Leveraging H1N1 infection transmission modeling with proximity sensor microdata

Abstract

Background: The contact networks between individuals can have a profound impact on the evolution of an infectious outbreak within a network. The impact of the interaction between contact network and disease dynamics on infection spread has been investigated using both synthetic and empirically gathered micro-contact data, establishing the utility of micro-contact data for epidemiological insight. However, the infection models tied to empirical contact data were highly stylized and were not calibrated or compared against temporally coincident infection rates, or omitted critical non-network based risk factors such as age or vaccination status.

Methods: In this paper we present an agent-based simulation model firmly grounded in disease dynamics, incorporating a detailed characterization of the natural history of infection, and 13 weeks worth of micro-contact and participant health and risk factor information gathered during the 2009 H1N1 flu pandemic.

Results: We demonstrate that the micro-contact data-based model yields results consistent with the case counts observed in the study population, derive novel metrics based on the logarithm of the time degree for evaluating individual risk based on contact dynamic properties, and present preliminary findings pertaining to the impact of internal network structures on the spread of disease at an individual level.

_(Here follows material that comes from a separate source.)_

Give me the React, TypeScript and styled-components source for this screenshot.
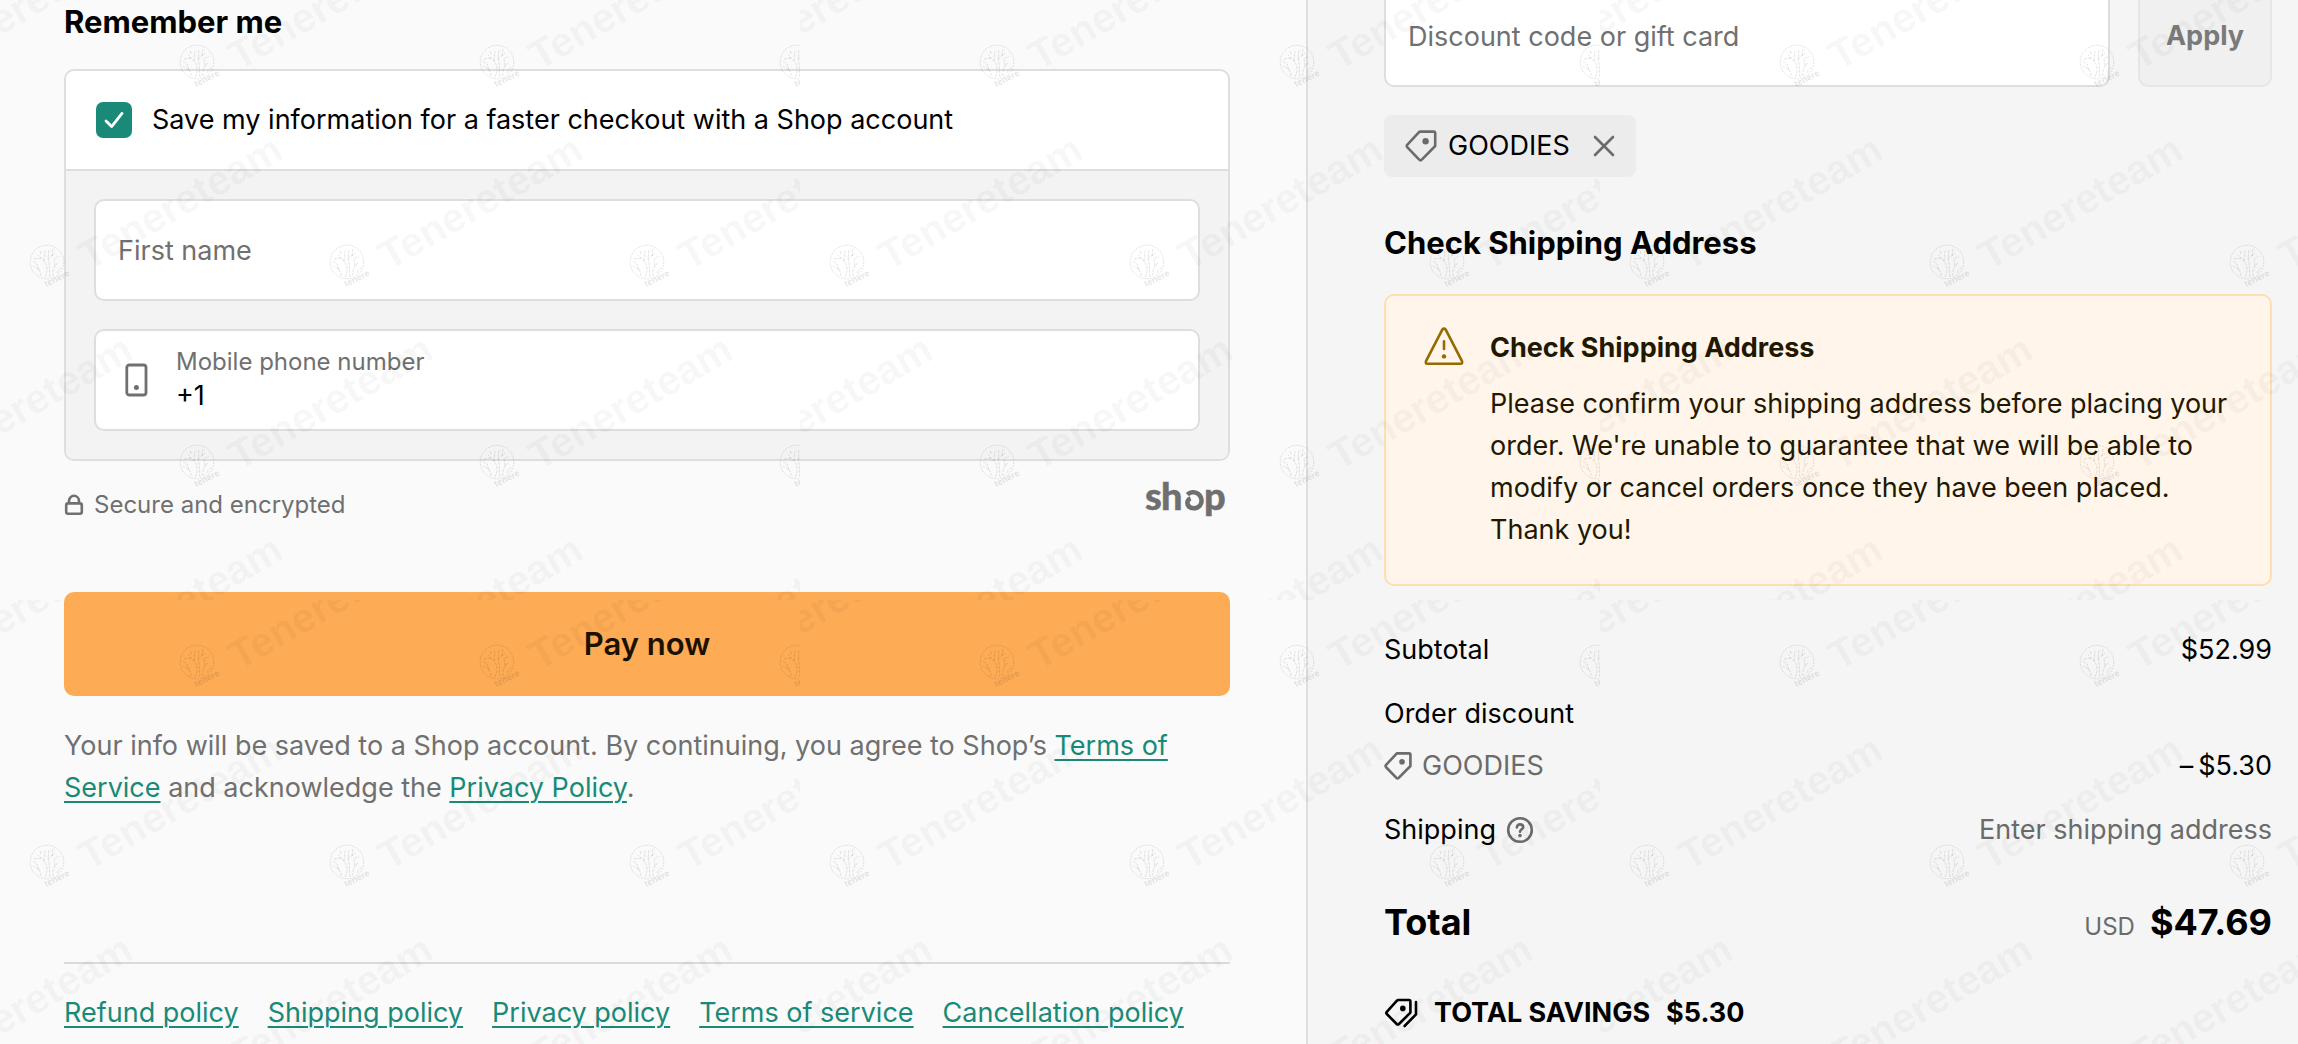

Conclusions: Through the analysis of detailed output of Monte Carlo ensembles of agent based simulations we were able to recreate many possible scenarios of infection transmission using an empirically grounded dynamic contact network, providing a validated and grounded simulation framework and methodology. We confirmed recent findings on the importance of contact dynamics, and extended the analysis to new measures of the relative risk of different contact dynamics. Because exponentially more time spent with others correlates to a linear increase in infection probability, we conclude that network dynamics have an important, but not dominant impact on infection transmission for H1N1 transmission in our study population.

Figure 1

Simulation structure and flow.

Figure 2

Flunet Findings.a) Contact histogram by hour of day, b) CCDF of contact duration, c) Connectivity graph with threshold of 18 minutes per day average contact. Black nodes represent stationary nodes associated with a location, and are included in this graph for illustrative purposes only. d) Network span for close and all contacts.

Figure 3

Weekly laboratory-confirmed H1N1 cases reported in Saskatchewan.

Figure 4

Observed attack rate based on endogenous and exogenous infection pressure. Attack rate (fraction of endogenous population infected) according to different assumptions about endogenous and exogenous infection pressure. In the left-hand panel, vaccination effect is incorporated, while in the right hand panel no vaccination is considered.

Figure 5

Number of infections per week. The number of exogenous and endogenous infections per week without vaccination (left), and with vaccination (right) over the course of 100,000 runs.

Figure 6

Depth of infection spread. Depth of infection spread for scenarios with consideration of vaccination (x’s) and without consideration (o’s).

Figure 7

Impact of LTD on endogenous infection probability. Impact of a node’s log-transformed TD centrality (LTD) and immunization on endogenous infection probability. Results from two simulation scenarios are shown: One where the vaccination effect is considered (x’s), and another where this effect is ignored (o’s). The red line indicates the least squares fit for the case without vaccination. Dashed lines represent outliers; solid lines denote a single identified subnet.

Figure 8

Infection transmission across network. Representations of infection rates across the network without (a) and with (b) vaccination. Node size represents participant LTD, node edge color and width represent infection events.